The Church of San Michele Arcangelo (Saint Michael the Archangel) was and is just a few steps away from Verdi’s birth house.
This plaque recounts the story of how Verdi’s mother hid him in this church, when he was just a baby, to protect him from marauding foreign soldiers during the troubled times after the defeat of Napoleon in 1814.
As a small child, Verdi had his first music lessons from the church organist, Pietro Baistrocchi. At age ten he was asked to take over as organist when his teacher died.
Before becoming the church organist he sometimes had to serve as an altar boy, and on one such occasion he was kicked to the floor of the church by a priest, Don Jacopo Masini, because he had been dawdling again, listening to the organ music instead of serving mass.
Young Giuseppe was highly offended by this kick, and he spontaneously cursed the priest in the local dialect: “Ch’at vena na saièta!”
Which means: “May you be struck by lightning!”
The second closest church to Verdi’s birth house is this “Sanctuary of the Holy Virgin,” Madonna dei Prati, 2 km north of Roncole and 3 km east of Busseto. It was built in the 1690s for the purpose of preserving a frescoed image of the Virgin which was considered miraculous.
Verdi as a boy often walked over here from Roncole to visit some relatives on his father’s side. He walked barefoot, supposedly, because his parents couldn’t afford to buy him shoes, though when his musical talent became evident they did scrape up enough money to buy him a used spinet, which was a kind of keyboard instrument like a small harpsichord. Later he also walked over here to play the harmonium (a kind of small organ) during church services.

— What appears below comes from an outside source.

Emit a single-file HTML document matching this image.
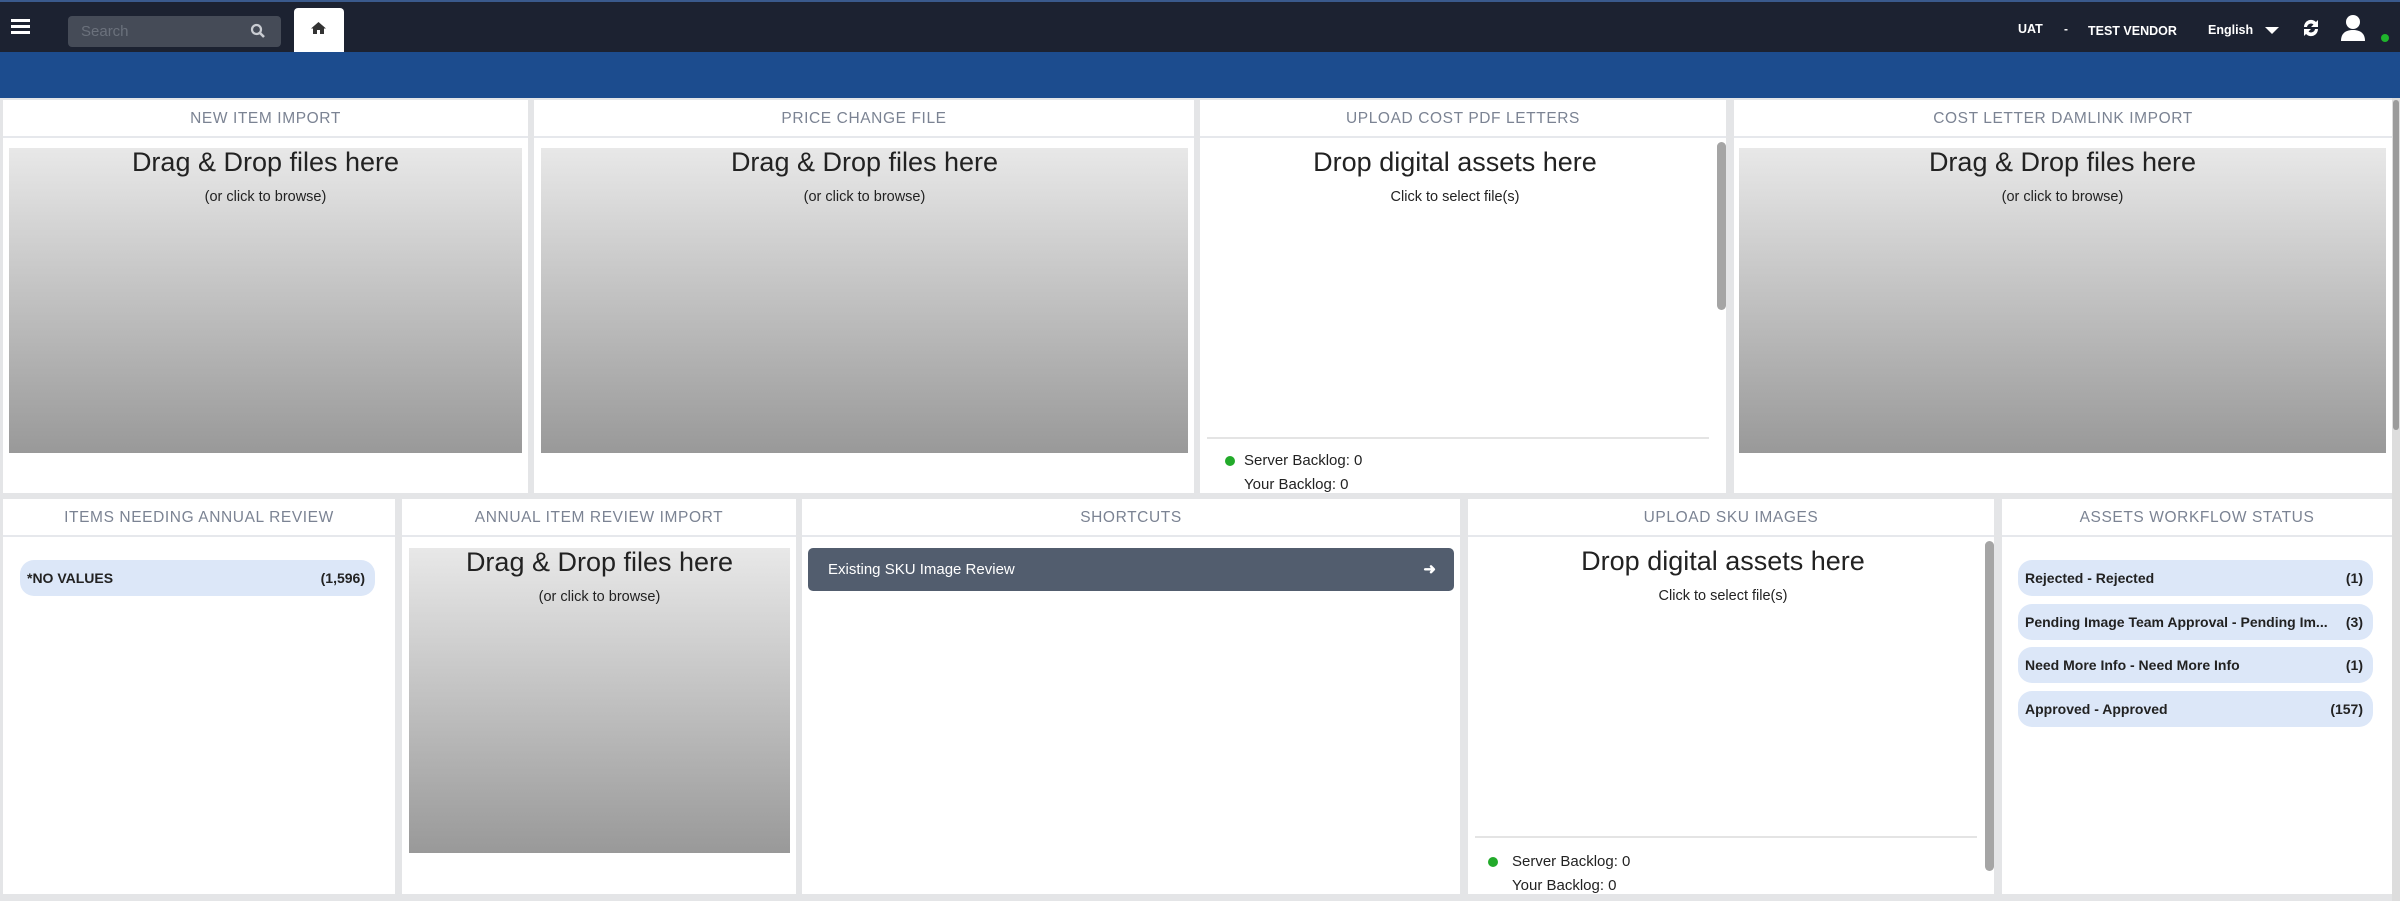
<!DOCTYPE html>
<html><head><meta charset="utf-8"><style>
*{box-sizing:border-box;margin:0;padding:0}
body{width:2400px;height:901px;overflow:hidden;background:#e4e5e7;font-family:"Liberation Sans",sans-serif;position:relative}
.abs{position:absolute}
.top{left:0;top:0;width:2400px;height:52px;background:#1c2231;border-top:2px solid #3a5a8c}
.band{left:0;top:52px;width:2400px;height:46px;background:#1c4c8e}
.panel{position:absolute;background:#fff}
.hd{position:absolute;left:0;right:0;top:0;height:38px;border-bottom:2px solid #e6e8ec;text-align:center;color:#7b8393;font-size:15.5px;letter-spacing:.6px;line-height:38px}
.dz{position:absolute;background:linear-gradient(#e8e8e8,#999);text-align:center;color:#222}
.dz .t{font-size:27px;margin-top:-4px;line-height:36px}
.dz .s{font-size:14.5px;margin-top:9px}
.pill{position:absolute;background:#dce7f8;border-radius:14px;font-size:14px;font-weight:bold;color:#222;line-height:36px;padding:0 10px 0 7px;display:flex;justify-content:space-between}
.bk{font-size:15px;color:#222;position:absolute}
.sb{position:absolute;width:9px;border-radius:5px;background:#a5a5a5}
</style></head><body>
<div class="abs top"></div>
<div class="abs band"></div>
<div class="abs" style="left:11px;top:19px;width:19px;height:3px;background:#fff;box-shadow:0 6px 0 #fff,0 12px 0 #fff"></div>
<div class="abs" style="left:68px;top:16px;width:213px;height:31px;background:#454b57;border-radius:4px;color:#6b717c;font-size:15px;line-height:31px;padding-left:13px">Search</div>
<svg class="abs" style="left:250px;top:23px" width="16" height="16" viewBox="0 0 16 16"><circle cx="6.5" cy="6.5" r="4.5" stroke="#c9ccd2" stroke-width="2.2" fill="none"/><path d="M10 10l4 4" stroke="#c9ccd2" stroke-width="2.6"/></svg>
<div class="abs" style="left:294px;top:8px;width:50px;height:44px;background:#fff;border-radius:4px 4px 0 0"></div>
<svg class="abs" style="left:311px;top:22px" width="15" height="12" viewBox="0 0 15 12"><path d="M7.5 0L0 6.5h2V12h4V8h3v4h4V6.5h2z" fill="#333"/></svg>
<div class="abs" style="left:2018px;top:22px;color:#fff;font-size:12.5px;font-weight:bold">UAT</div>
<div class="abs" style="left:2064px;top:22px;color:#fff;font-size:12px;font-weight:bold">-</div>
<div class="abs" style="left:2088px;top:24px;color:#fff;font-size:12.5px;font-weight:bold">TEST VENDOR</div>
<div class="abs" style="left:2208px;top:23px;color:#fff;font-size:12.5px;font-weight:bold">English</div>
<div class="abs" style="left:2265px;top:27px;width:0;height:0;border-left:7px solid transparent;border-right:7px solid transparent;border-top:7px solid #fff"></div>
<svg class="abs" style="left:2301px;top:17px" width="20" height="22" viewBox="0 0 20 22"><path d="M3 10a7 7 0 0 1 12-5l2-2v7h-7l2.5-2.5A4 4 0 0 0 6 10z" fill="#fff"/><path d="M17 12a7 7 0 0 1-12 5l-2 2v-7h7l-2.5 2.5A4 4 0 0 0 14 12z" fill="#fff"/></svg>
<svg class="abs" style="left:2340px;top:14px" width="26" height="28" viewBox="0 0 26 28"><circle cx="13" cy="8" r="7" fill="#fff"/><path d="M1 27c0-8 5-11 12-11s12 3 12 11z" fill="#fff"/></svg>
<div class="abs" style="left:2381px;top:34px;width:8px;height:8px;border-radius:50%;background:#1fb42c"></div>
<div class="abs" style="left:2392px;top:98px;width:8px;height:803px;background:#ddd"></div>
<div class="abs" style="left:2393px;top:100px;width:6px;height:330px;background:#9b9b9b;border-radius:3px"></div>

<div class="panel" style="left:3px;top:100px;width:525px;height:393px"><div class="hd">NEW ITEM IMPORT</div>
<div class="dz" style="left:6px;top:48px;width:513px;height:305px"><div class="t">Drag &amp; Drop files here</div><div class="s">(or click to browse)</div></div></div>
<div class="panel" style="left:534px;top:100px;width:660px;height:393px"><div class="hd">PRICE CHANGE FILE</div>
<div class="dz" style="left:7px;top:48px;width:647px;height:305px"><div class="t">Drag &amp; Drop files here</div><div class="s">(or click to browse)</div></div></div>
<div class="panel" style="left:1200px;top:100px;width:526px;height:393px"><div class="hd">UPLOAD COST PDF LETTERS</div>
<div class="abs" style="left:0;width:510px;top:44px;text-align:center;color:#222"><div style="font-size:27px;line-height:36px">Drop digital assets here</div><div style="font-size:14.5px;margin-top:9px">Click to select file(s)</div></div>
<div class="abs" style="left:7px;top:337px;width:502px;height:2px;background:#e4e4e4"></div>
<div class="abs" style="left:25px;top:356px;width:10px;height:10px;border-radius:50%;background:#22aa2a"></div>
<div class="bk" style="left:44px;top:352px">Server Backlog: 0</div>
<div class="bk" style="left:44px;top:376px">Your Backlog: 0</div>
<div class="sb" style="left:517px;top:42px;height:168px"></div></div>
<div class="panel" style="left:1734px;top:100px;width:658px;height:393px"><div class="hd">COST LETTER DAMLINK IMPORT</div>
<div class="dz" style="left:5px;top:48px;width:647px;height:305px"><div class="t">Drag &amp; Drop files here</div><div class="s">(or click to browse)</div></div></div>

<div class="panel" style="left:3px;top:499px;width:392px;height:395px"><div class="hd">ITEMS NEEDING ANNUAL REVIEW</div>
<div class="pill" style="left:17px;top:61px;width:355px"><span>*NO VALUES</span><span>(1,596)</span></div></div>
<div class="panel" style="left:402px;top:499px;width:394px;height:395px"><div class="hd">ANNUAL ITEM REVIEW IMPORT</div>
<div class="dz" style="left:7px;top:49px;width:381px;height:305px"><div class="t">Drag &amp; Drop files here</div><div class="s">(or click to browse)</div></div></div>
<div class="panel" style="left:802px;top:499px;width:658px;height:395px"><div class="hd">SHORTCUTS</div>
<div class="abs" style="left:6px;top:49px;width:646px;height:43px;background:#525d6e;border-radius:5px;color:#fff;font-size:15px;line-height:43px;padding-left:20px">Existing SKU Image Review<span style="position:absolute;right:18px;font-weight:bold">&#10140;</span></div></div>
<div class="panel" style="left:1468px;top:499px;width:526px;height:395px"><div class="hd">UPLOAD SKU IMAGES</div>
<div class="abs" style="left:0;width:510px;top:44px;text-align:center;color:#222"><div style="font-size:27px;line-height:36px">Drop digital assets here</div><div style="font-size:14.5px;margin-top:9px">Click to select file(s)</div></div>
<div class="abs" style="left:7px;top:337px;width:502px;height:2px;background:#e4e4e4"></div>
<div class="abs" style="left:20px;top:358px;width:10px;height:10px;border-radius:50%;background:#22aa2a"></div>
<div class="bk" style="left:44px;top:354px">Server Backlog: 0</div>
<div class="bk" style="left:44px;top:378px">Your Backlog: 0</div>
<div class="sb" style="left:517px;top:42px;height:330px"></div></div>
<div class="panel" style="left:2002px;top:499px;width:390px;height:395px"><div class="hd">ASSETS WORKFLOW STATUS</div>
<div class="pill" style="left:16px;top:61px;width:355px"><span>Rejected - Rejected</span><span>(1)</span></div>
<div class="pill" style="left:16px;top:105px;width:355px"><span>Pending Image Team Approval - Pending Im...</span><span>(3)</span></div>
<div class="pill" style="left:16px;top:148px;width:355px"><span>Need More Info - Need More Info</span><span>(1)</span></div>
<div class="pill" style="left:16px;top:192px;width:355px"><span>Approved - Approved</span><span>(157)</span></div></div>
</body></html>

One evening when he was fourteen years old, on the evening of 14 September 1828 to be exact, he was on his way to the Sanctuary Madonna dei Prati to play the harmonium for Vespers when a huge thunderstorm came up. Verdi took refuge in a nearby house to wait for the storm to pass. While he was waiting a bolt of lightning struck the Sanctuary and killed six people inside, including one of Verdi’s cousins and — Don Jacopo Masini, the same priest he had cursed in Roncole for kicking him to the floor.
As an adult Verdi was neither religious nor superstitious, but as a fourteen-year-old he was horrified and guilt-stricken at the idea that his childish curse (“May you be struck by lightning!“) had come true. In his operas there are several scenes in which people are terrified by curses, for instance when Rigoletto sings to the darkest and most threatening music: Quel vecchio maledivami! = That old man cursed me!
In fact, Verdi’s original working title for Rigoletto was La Maledizione = The Curse.
Madonna dei Prati looks refreshingly unfinished from outside. In some century there were plans to give it a proper façade, but either they lost interest or ran out of money, so the outside walls are still unadorned brick and stone.
Just a couple hundred meters from Madonna dei Prati I came across this derelict house and barn, at the corner of the roads leading south to Roncole and west to Busseto. Maybe this was where Verdi took refuge and waited for the storm to pass?? (Just a guess.)
My photos in this post are from 2008. I revised the text in 2017.